Storage
Object (S3/Blob), block (EBS), file (EFS/Azure Files) storage
Cloud storage is categorised by access pattern: object storage (S3, Azure Blob, GCS) for unstructured data at virtually unlimited scale; block storage (EBS, Azure Managed Disks, GCP Persistent Disk) as virtual disks attached to VMs; and file storage (EFS, Azure Files, Filestore) for POSIX-compliant shared filesystems. Choosing incorrectly wastes cost — object storage is ~$0.023/GB/month vs EBS at ~$0.10/GB/month, a 4× difference that compounds at petabyte scale.
Key Points
- S3 storage classes: Standard (~$0.023/GB), Intelligent-Tiering (auto-moves between frequent/infrequent), Glacier Instant Retrieval (~$0.004/GB), Glacier Deep Archive (~$0.00099/GB) — choose based on retrieval SLA.

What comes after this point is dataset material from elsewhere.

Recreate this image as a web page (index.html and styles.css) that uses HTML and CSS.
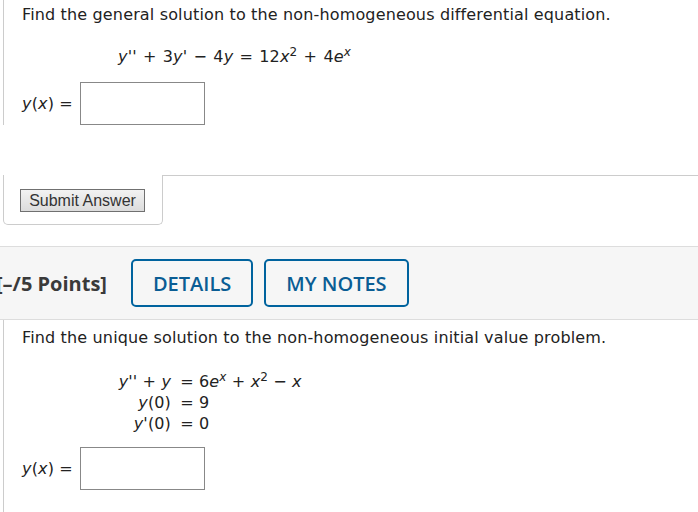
FILE: index.html
```html
<!DOCTYPE html>
<html>
<head>
<meta charset="utf-8">
<link rel="stylesheet" href="styles.css">
</head>
<body>
<div class="q">
  <div class="q-body">
    <p class="prompt">Find the general solution to the non-homogeneous differential equation.</p>
    <div class="eq1"><i>y</i>'' + 3<i>y</i>' − 4<i>y</i> = 12<i>x</i><sup>2</sup> + 4<i>e</i><sup><i>x</i></sup></div>
    <div class="answer-row"><span class="lbl"><i>y</i>(<i>x</i>) =</span><span class="box"></span></div>
  </div>
  <div class="submit-row">
    <div class="submit-cell"><button class="submit">Submit Answer</button></div>
    <div class="filler"></div>
  </div>
</div>

<div class="band">
  <span class="points">[–/5 Points]</span>
  <div class="btns">
    <span class="pill">DETAILS</span>
    <span class="pill">MY NOTES</span>
  </div>
</div>

<div class="q q2">
  <div class="q-body">
    <p class="prompt">Find the unique solution to the non-homogeneous initial value problem.</p>
    <div class="sys">
      <span class="l"><i>y</i>'' + <i>y</i></span><span class="m">=</span><span class="r">6<i>e</i><sup><i>x</i></sup> + <i>x</i><sup>2</sup> − <i>x</i></span>
      <span class="l"><i>y</i>(0)</span><span class="m">=</span><span class="r">9</span>
      <span class="l"><i>y</i>'(0)</span><span class="m">=</span><span class="r">0</span>
    </div>
    <div class="answer-row a2"><span class="lbl"><i>y</i>(<i>x</i>) =</span><span class="box"></span></div>
  </div>
</div>
</body>
</html>
```

FILE: styles.css
```css
html, body {
  margin: 0;
  padding: 0;
  background: #fff;
  overflow: hidden;
}
body {
  width: 698px;
  height: 512px;
  font-family: "DejaVu Sans", Verdana, sans-serif;
  font-size: 16px;
  letter-spacing: 0.15px;
  color: #222;
}
i { font-style: oblique; }
sup {
  font-size: 12px;
  vertical-align: 6px;
  line-height: 0;
}
.q {
  margin-left: 3px;
}
.q-body {
  border-left: 1px solid #ccc;
  padding: 5px 0 0 18px;
}
.prompt {
  margin: 0;
  line-height: 20px;
  white-space: nowrap;
}
.eq1 {
  margin: 22px 0 0 96px;
  line-height: 20px;
  white-space: nowrap;
  word-spacing: 1px;
}
.answer-row {
  display: flex;
  align-items: center;
  gap: 5px;
  margin-top: 15px;
  height: 43px;
}
.lbl {
  width: 53px;
  white-space: nowrap;
}
.box {
  width: 123px;
  height: 41px;
  border: 1px solid #888;
  background: #fff;
}
.submit-row {
  display: flex;
  margin-top: 50px;
}
.submit-cell {
  width: 160px;
  height: 50px;
  border-left: 1px solid #ccc;
  border-right: 1px solid #ccc;
  border-bottom: 1px solid #ccc;
  border-radius: 0 0 5px 5px;
  box-sizing: border-box;
  padding: 14px 0 0 16px;
}
.filler {
  flex: 1;
  border-top: 1px solid #ccc;
}
.submit {
  font-family: "Liberation Sans", Arial, sans-serif;
  font-size: 16px;
  letter-spacing: 0;
  color: #333;
  width: 125px;
  height: 23px;
  padding: 0;
  border: 1px solid #707070;
  border-radius: 0;
  background: linear-gradient(#f2f2f2, #dcdcdc);
  line-height: 21px;
}
.band {
  margin-top: 21px;
  height: 74px;
  background: #f6f6f6;
  border-top: 1px solid #ddd;
  border-bottom: 1px solid #ddd;
  box-sizing: border-box;
  display: flex;
  align-items: center;
  font-family: "Open Sans", sans-serif;
  letter-spacing: 0;
}
.points {
  font-size: 20px;
  font-weight: 700;
  color: #3a3a3a;
  margin-left: -4px;
  white-space: nowrap;
}
.btns {
  display: flex;
  gap: 11px;
  margin-left: 24px;
}
.pill {
  height: 48px;
  box-sizing: border-box;
  border: 2px solid #00639e;
  border-radius: 5px;
  display: flex;
  align-items: center;
  justify-content: center;
  padding: 0 20px;
  font-size: 20px;
  font-weight: 600;
  color: #0a5d94;
}
.q2 .q-body {
  padding-top: 8px;
  height: 184px;
}
.sys {
  display: grid;
  grid-template-columns: 156px 18px auto;
  line-height: 21px;
  margin-top: 23px;
  white-space: nowrap;
}
.sys .l { text-align: right; padding-right: 7px; }
.sys .m { text-align: center; }
.sys .r { padding-left: 3px; }
.a2 {
  margin-top: 13px;
}
```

- EBS volume types: gp3 (general purpose, 3000 baseline IOPS, ~$0.08/GB), io2 Block Express (up to 256,000 IOPS for databases, ~$0.125/GB) — io2 for latency-sensitive OLTP.
- EFS (Elastic File System) provides NFS v4.1/4.2 shared access across multiple EC2 instances; throughput scales automatically — useful for shared application state and CMS assets.
- S3 strong consistency (since December 2020) guarantees read-after-write consistency for all operations including overwrite PUTs and DELETEs.
- Azure Blob access tiers: Hot, Cool, Cold, Archive — moving from Hot to Archive cuts storage cost by ~97% but retrieval takes hours and incurs retrieval fees.
- Block storage IOPS limits are a common database bottleneck: EBS gp3 caps at 16,000 IOPS; io2 supports up to 256,000 IOPS with multi-attach for clustered databases.
- Object storage lifecycle rules automate tiering/deletion — essential for log retention compliance (e.g., move CloudTrail logs to Glacier after 90 days, delete after 7 years).
- S3 multipart upload is mandatory for objects >5 GB and recommended above 100 MB to enable parallel upload and resume on failure.
Real-World Example
Dropbox stores 500+ petabytes of user data on S3 with intelligent lifecycle tiering, using EFS only for shared internal build artifacts requiring concurrent filesystem access.